I was talking to my business partner the other day, and I didn’t like the sound of that cough.
All this wheezing and hacking – what gives, I asked? She ho-hummed me away, but I thought: she’s been sounding poorly for ages. Always aching and complaining; everything she eats makes her sick. Perhaps the latter involves her penchant for foie gras, champagne and McDonald’s – she denies it, but she once dropped her purse and a burger spilled out like a telltale murder weapon.
The symptomatic trail is taking us nowhere felicitous, I thought. My partner’s only 55-ish, but acts much younger, as she likes to say. I asked her if she had life insurance, and she had the nerve to feign cool and reply, “What for?”
I’m one to talk. Years ago, after performing a comprehensive physical on me, my MD quipped, “despite all appearances, you’re quite healthy.” You can’t beat a French doctor for drollery. I’ve crossed the sixth-decade barrier with all vices eliminated, and apart from questioning the point of living without those dear companions, I’m doing pretty well – except that I hurt all over, daily. At 61, there’s no one to fool.
Our third partner is in his vigorous 40s, practices yoga, eats vegetarian (poor beast), writes exquisite poetry and once ran a huge translation project where he didn’t have command of the source language, but finished early and snagged a bonus. No matter how infuriating, we need partners like this. I can’t imagine him slipping away suddenly, unless he was struck by a meteorite, or perhaps found himself living in the epicenter of a pandemic. Just how likely would that be for a fellow residing in Brooklyn, NY?
We launched our company to facilitate our freelance careers – lifestyle journalism, financial editing and translation – and help each other find projects. In my experience, it’s common to fish for an editing job and find the client needs a ghostwriter for the annual report, or 2,000 pages of Mongolian translated into Italian – nothing fanciful here, that’s the one my partner tackled. A unified website makes everything easier and we thought it would take only a phone call and three virtual handshakes to build; nothing to it.
We had it all wrong: you can’t do it slapdash. Each partner needs to define specific goals, lay out their strengths and admit to weaknesses. Everyone’s role must be codified in the shareholder agreement: Miss B hunts for corporates; Monsieur D provides vision and drive; Monsignor T (they call me) keeps them from each other’s throats. We’ve been friends for so long, it’s a miracle we’re even alive.
I will not lie: we haven’t yet purchased company life insurance policies, but we’re examining it. In principle it’s simple, and there are two basic ways to proceed. If, say, there are two partners – the most common scenario – a cross-purchase agreement, guaranteeing the surviving partner sole purchase rights to the decedent’s shares, should be concluded. Then, each partner can buy a life insurance policy sufficient to buy out the other’s shares. More on this later.
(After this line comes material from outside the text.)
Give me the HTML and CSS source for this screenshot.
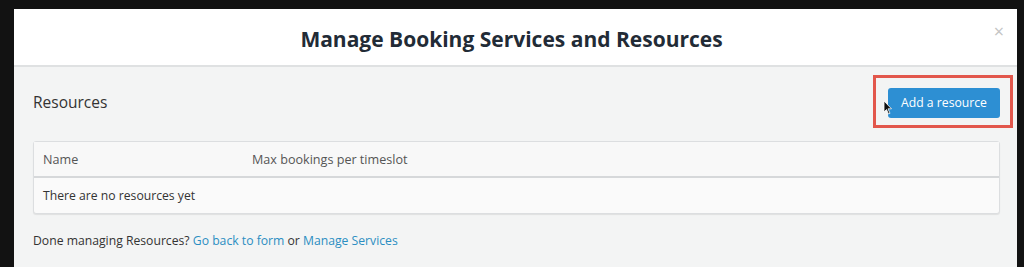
FILE: index.html
```html
<!DOCTYPE html>
<html lang="en">
<head>
  <meta charset="UTF-8" />
  <title>Manage Booking Services and Resources</title>
  <link rel="stylesheet" href="styles.css">
</head>
<body>

  <div class="modal">
    <div class="modal-header">
      <h1>Manage Booking Services and Resources</h1>
      <span class="close">&times;</span>
    </div>

    <div class="modal-body">
      <div class="section-head">
        <h2>Resources</h2>
        <div class="highlight">
          <svg class="cursor" width="10" height="15" viewBox="0 0 10 15">
            <path d="M1 1 L1 12 L3.5 9.5 L5.5 14 L7 13.3 L5 8.8 L8.5 8.8 Z" fill="#111" stroke="#fff" stroke-width="0.8"/>
          </svg>
          <button class="btn-add">Add a resource</button>
        </div>
      </div>

      <div class="table">
        <div class="row head">
          <div class="col-name">Name</div>
          <div class="col-max">Max bookings per timeslot</div>
        </div>
        <div class="row">
          <div class="col-name">There are no resources yet</div>
        </div>
      </div>

      <p class="done">Done managing Resources? <a href="#">Go back to form</a> or <a href="#">Manage Services</a></p>
    </div>
  </div>

</body>
</html>
```

FILE: styles.css
```css
body {
  margin: 0;
  background: #121212;
  font-family: "Open Sans", "Liberation Sans", sans-serif;
  height: 267px;
  overflow: hidden;
}
.modal {
  margin: 9px 7px 0 14px;
  background: #f3f4f4;
  height: 300px;
}
.modal-header {
  background: #fff;
  height: 56px;
  border-bottom: 2px solid #dfe1e2;
  display: flex;
  align-items: center;
  justify-content: center;
  position: relative;
  padding-right: 8px;
}
.modal-header h1 {
  margin: 0;
  font-size: 21px;
  font-weight: 700;
  color: #222b36;
  padding-top: 3px;
}
.close {
  position: absolute;
  right: 13px;
  top: 13px;
  font-size: 18px;
  color: #c4c4c4;
  line-height: 1;
}
.modal-body {
  padding: 0 17px 0 19px;
}
.section-head {
  display: flex;
  justify-content: space-between;
  align-items: center;
  height: 74px;
}
.section-head h2 {
  margin: 0;
  font-size: 15.5px;
  font-weight: 400;
  color: #333;
  padding-bottom: 4px;
}
.highlight {
  border: 3px solid #e2574c;
  padding: 10px 10px 7px 12px;
  margin-right: -13px;
  position: relative;
  display: flex;
  margin-bottom: 6px;
}
.cursor {
  position: absolute;
  left: 7px;
  top: 22px;
}
.btn-add {
  background: #2d8fd3;
  color: #fff;
  border: none;
  border-radius: 3px;
  font-family: inherit;
  font-size: 12.2px;
  width: 112px;
  height: 30px;
  padding: 0;
}
.table {
  background: #fafafa;
  border: 1px solid #dcdee0;
  border-radius: 3px;
  box-shadow: 0 1px 1px rgba(0,0,0,0.08);
  font-size: 12.2px;
  color: #333;
}
.row {
  display: flex;
  align-items: center;
  height: 35px;
  padding-left: 9px;
}
.row.head {
  background: #f8f8f8;
  border-bottom: 2px solid #d6d8da;
  color: #555;
  height: 34px;
  font-size: 12.6px;
}
.col-name {
  width: 209px;
}
.done {
  margin: 18px 0 0;
  font-size: 12.2px;
  color: #333;
}
.done a {
  color: #2b8ec2;
  text-decoration: none;
}
```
This approach can be used if there are multiple partners, but it’s often easier to formulate a stock redemption plan and have the company insure all partners sufficiently to make the same move: a partner passes away, and the company uses the payout on the life policy to buy the decedent’s shares and pass them into the hands of the survivors.
It’s a simple strategy, but a few things need consideration before plunging ahead.
First principles: how much should the life policies be worth? Value the company, divide by three in our case, and there’s the answer. Wait – the firm’s value changes quarter by quarter. A small shortfall can be made up with a partner’s own resources, but if the company’s value changes radically – or, more likely, evolves over time – if no one bothers to update the life policies, sudden death or incapacitation can turn the best-laid plans into real stinkeroos.
It’s so simple, so easy to forget: regularly value your company and update the life policies. That fiendish being lurking in the details wants to roast you in extremis; don’t let it happen.
Why is this so important? Logically, a partner’s heirs should have no interest in running the company, so obviously they would eagerly want to sell out to the surviving partners. Ah, what a surfeit of red-flag words! Logic, so lonely today, with few followers; but havoc, a word terrifyingly bereft of ancient Greek roots, there’s a real grabber. If you want your legacy destroyed, trust your heirs to behave sensibly in the breach.
I apologize for my bluntness, but the truth is commonly unpleasant. I’m a partner in a tiny little company it took us months of honest sweat, toil and imagination to create. It means the world to us; it is us. Unless you favor a soap opera ending, with the final episode featuring the trite, ‘oh money – who needs it, anyway’ post-catastrophe wrap-up, do your partners a favor. Hold the difficult talk; force your agreement into writing; call the insurers post-haste. Pardon me while I fly off to take my own advice.